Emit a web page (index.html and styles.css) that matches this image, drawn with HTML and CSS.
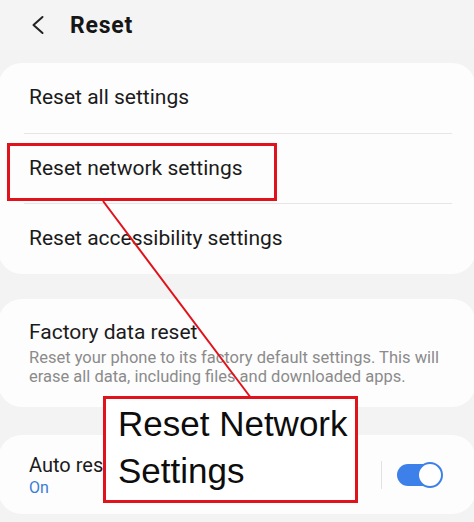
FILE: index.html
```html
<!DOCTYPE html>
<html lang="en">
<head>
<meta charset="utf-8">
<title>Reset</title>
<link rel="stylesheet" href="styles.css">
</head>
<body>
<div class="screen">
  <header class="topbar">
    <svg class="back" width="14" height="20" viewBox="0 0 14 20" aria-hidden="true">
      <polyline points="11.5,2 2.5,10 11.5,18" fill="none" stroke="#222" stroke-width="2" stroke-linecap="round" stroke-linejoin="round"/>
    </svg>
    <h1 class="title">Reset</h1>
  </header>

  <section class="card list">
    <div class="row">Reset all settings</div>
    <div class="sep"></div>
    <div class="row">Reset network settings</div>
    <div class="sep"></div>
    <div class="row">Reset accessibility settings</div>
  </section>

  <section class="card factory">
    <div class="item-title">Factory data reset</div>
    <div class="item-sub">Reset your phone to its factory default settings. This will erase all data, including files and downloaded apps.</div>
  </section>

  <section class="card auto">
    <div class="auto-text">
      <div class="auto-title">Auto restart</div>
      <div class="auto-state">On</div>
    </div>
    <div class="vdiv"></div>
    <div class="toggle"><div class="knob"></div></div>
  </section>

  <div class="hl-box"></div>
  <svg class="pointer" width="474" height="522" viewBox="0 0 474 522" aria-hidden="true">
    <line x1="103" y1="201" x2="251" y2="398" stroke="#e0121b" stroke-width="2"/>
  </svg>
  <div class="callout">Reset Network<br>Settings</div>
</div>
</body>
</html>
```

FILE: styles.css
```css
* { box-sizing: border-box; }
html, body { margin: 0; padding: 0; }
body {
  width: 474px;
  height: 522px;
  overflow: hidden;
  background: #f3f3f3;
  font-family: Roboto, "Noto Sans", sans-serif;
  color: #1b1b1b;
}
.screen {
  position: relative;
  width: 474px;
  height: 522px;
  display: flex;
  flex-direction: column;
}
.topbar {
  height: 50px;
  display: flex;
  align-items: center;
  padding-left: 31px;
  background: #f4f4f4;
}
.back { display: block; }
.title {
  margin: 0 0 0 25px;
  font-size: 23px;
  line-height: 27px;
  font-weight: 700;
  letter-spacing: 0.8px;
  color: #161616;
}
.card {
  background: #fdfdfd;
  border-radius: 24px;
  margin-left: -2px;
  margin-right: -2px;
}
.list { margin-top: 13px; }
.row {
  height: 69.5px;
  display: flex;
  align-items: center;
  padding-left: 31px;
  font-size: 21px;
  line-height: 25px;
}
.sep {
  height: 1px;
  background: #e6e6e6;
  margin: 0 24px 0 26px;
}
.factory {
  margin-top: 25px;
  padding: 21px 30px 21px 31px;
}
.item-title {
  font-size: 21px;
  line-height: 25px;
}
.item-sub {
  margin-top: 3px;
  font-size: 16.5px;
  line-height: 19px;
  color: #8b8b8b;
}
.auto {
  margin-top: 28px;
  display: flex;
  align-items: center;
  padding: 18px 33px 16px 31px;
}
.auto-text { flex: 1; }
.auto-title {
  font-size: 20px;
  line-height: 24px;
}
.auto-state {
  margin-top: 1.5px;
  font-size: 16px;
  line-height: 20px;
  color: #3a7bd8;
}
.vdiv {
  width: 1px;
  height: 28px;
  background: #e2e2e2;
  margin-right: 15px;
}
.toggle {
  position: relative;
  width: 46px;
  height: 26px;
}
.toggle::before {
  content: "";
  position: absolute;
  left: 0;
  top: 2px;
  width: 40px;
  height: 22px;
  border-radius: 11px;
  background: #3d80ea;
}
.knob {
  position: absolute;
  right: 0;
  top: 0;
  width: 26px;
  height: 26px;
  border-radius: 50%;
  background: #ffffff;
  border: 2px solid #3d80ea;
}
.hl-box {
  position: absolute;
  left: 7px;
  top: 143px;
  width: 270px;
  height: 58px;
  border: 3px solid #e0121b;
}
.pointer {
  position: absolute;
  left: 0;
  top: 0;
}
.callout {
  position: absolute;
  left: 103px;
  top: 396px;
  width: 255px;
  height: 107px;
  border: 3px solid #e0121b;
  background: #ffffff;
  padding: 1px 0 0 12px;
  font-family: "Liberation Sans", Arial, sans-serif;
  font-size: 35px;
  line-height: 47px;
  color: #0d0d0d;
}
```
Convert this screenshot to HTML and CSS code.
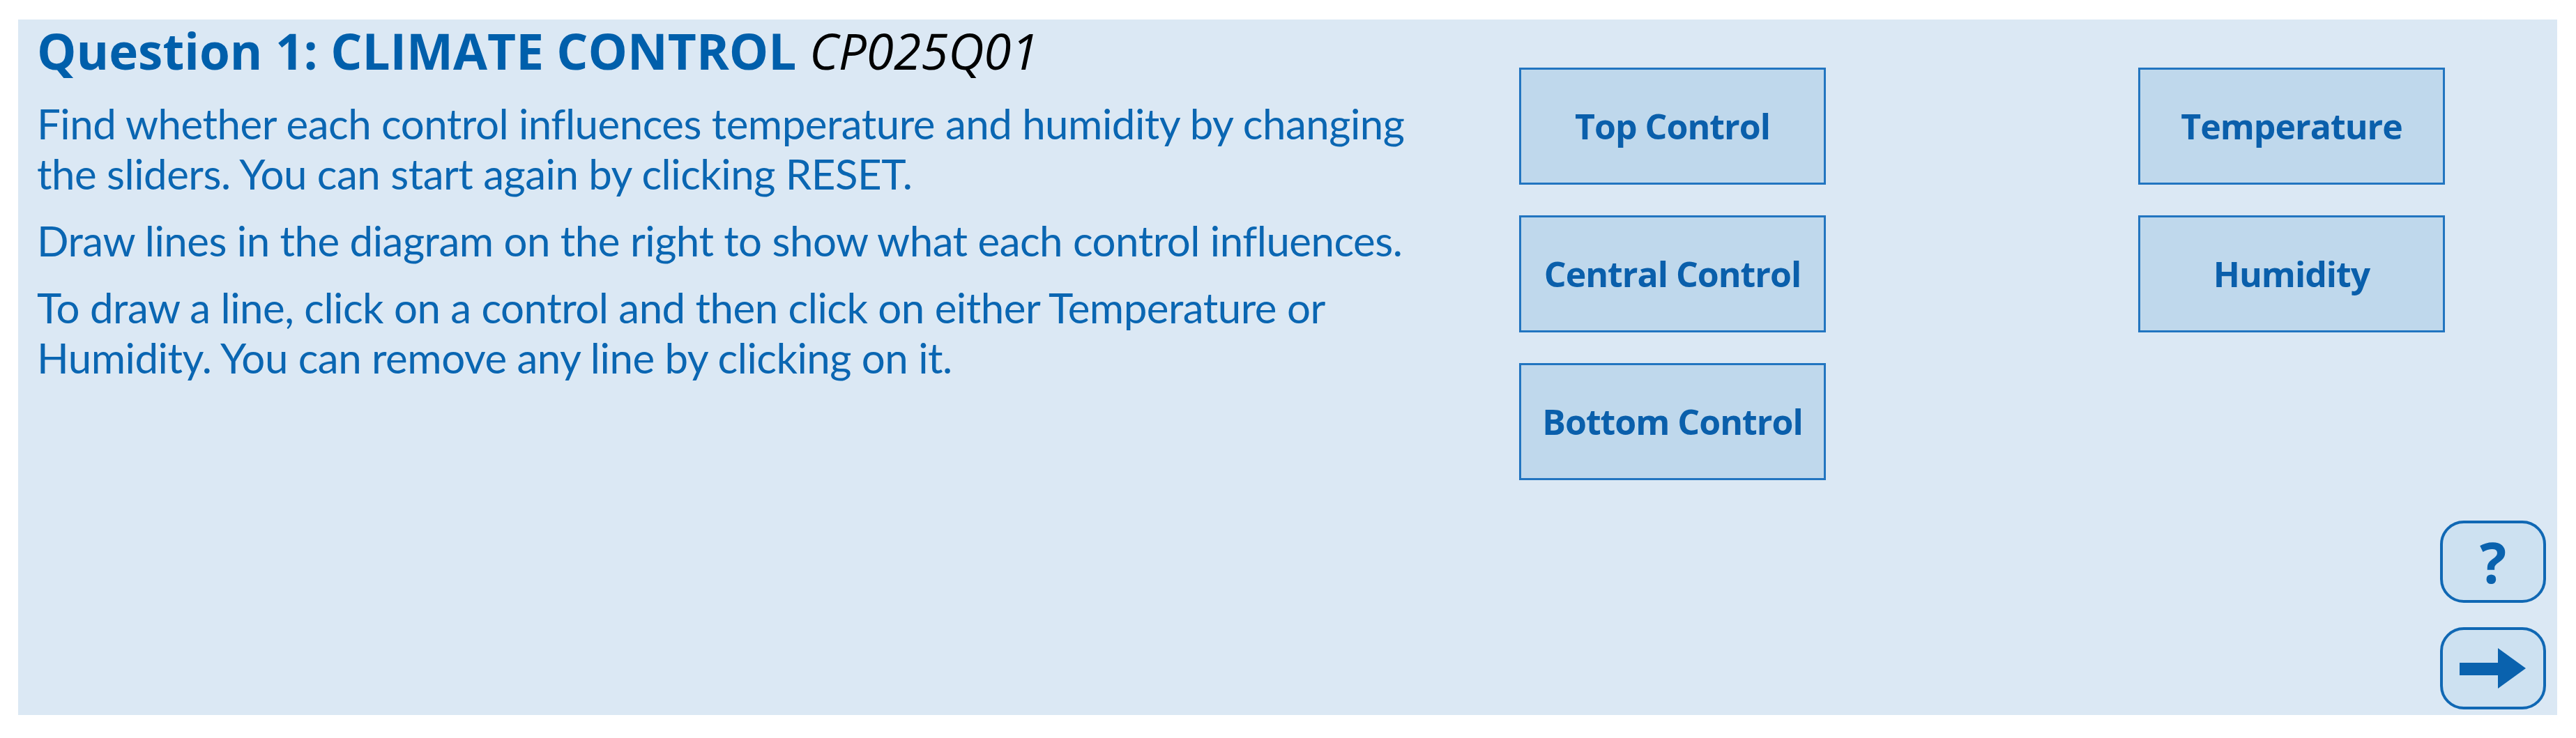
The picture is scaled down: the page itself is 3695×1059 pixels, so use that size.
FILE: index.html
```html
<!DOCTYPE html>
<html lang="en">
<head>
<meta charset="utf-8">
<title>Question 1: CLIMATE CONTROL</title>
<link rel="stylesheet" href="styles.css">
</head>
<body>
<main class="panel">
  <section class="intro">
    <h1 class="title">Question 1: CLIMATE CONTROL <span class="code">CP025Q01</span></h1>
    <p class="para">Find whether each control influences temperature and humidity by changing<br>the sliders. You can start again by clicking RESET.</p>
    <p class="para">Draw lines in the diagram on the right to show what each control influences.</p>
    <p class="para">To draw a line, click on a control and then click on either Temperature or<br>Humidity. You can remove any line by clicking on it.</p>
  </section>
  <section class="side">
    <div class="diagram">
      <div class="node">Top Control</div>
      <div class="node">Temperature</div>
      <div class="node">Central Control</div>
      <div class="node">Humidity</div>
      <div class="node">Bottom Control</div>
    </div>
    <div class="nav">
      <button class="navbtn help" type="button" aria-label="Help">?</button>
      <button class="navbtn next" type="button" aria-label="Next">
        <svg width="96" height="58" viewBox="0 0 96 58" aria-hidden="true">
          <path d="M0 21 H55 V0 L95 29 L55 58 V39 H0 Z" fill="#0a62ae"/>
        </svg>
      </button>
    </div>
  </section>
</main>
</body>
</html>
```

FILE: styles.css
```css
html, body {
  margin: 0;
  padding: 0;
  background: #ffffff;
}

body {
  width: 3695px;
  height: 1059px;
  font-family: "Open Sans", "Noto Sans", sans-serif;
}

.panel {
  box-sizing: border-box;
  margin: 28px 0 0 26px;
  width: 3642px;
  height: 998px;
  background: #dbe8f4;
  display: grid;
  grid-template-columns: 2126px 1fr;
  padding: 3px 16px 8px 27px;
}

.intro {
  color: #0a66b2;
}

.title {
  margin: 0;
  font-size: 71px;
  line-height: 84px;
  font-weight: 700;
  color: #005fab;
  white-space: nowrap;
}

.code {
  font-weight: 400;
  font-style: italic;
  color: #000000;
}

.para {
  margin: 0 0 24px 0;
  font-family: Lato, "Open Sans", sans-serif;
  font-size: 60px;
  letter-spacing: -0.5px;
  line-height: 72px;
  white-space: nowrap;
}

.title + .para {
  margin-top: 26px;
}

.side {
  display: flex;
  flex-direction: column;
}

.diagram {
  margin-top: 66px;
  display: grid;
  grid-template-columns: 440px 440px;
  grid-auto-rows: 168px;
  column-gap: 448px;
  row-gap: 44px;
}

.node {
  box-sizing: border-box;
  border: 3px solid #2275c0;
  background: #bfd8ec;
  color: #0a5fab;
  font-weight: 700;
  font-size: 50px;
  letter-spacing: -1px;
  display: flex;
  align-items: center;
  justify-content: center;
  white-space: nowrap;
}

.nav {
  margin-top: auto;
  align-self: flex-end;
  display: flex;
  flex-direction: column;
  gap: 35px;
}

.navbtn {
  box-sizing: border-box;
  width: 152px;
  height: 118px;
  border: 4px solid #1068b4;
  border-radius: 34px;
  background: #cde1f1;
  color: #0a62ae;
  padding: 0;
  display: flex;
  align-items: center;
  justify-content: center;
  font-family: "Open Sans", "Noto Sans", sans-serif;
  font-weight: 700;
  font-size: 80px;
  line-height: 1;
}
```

■ TASK OBJECTIVE:
Among the lines of the records above, count those holding the string "that", and report only the number.

■ RESULT BELOW:
2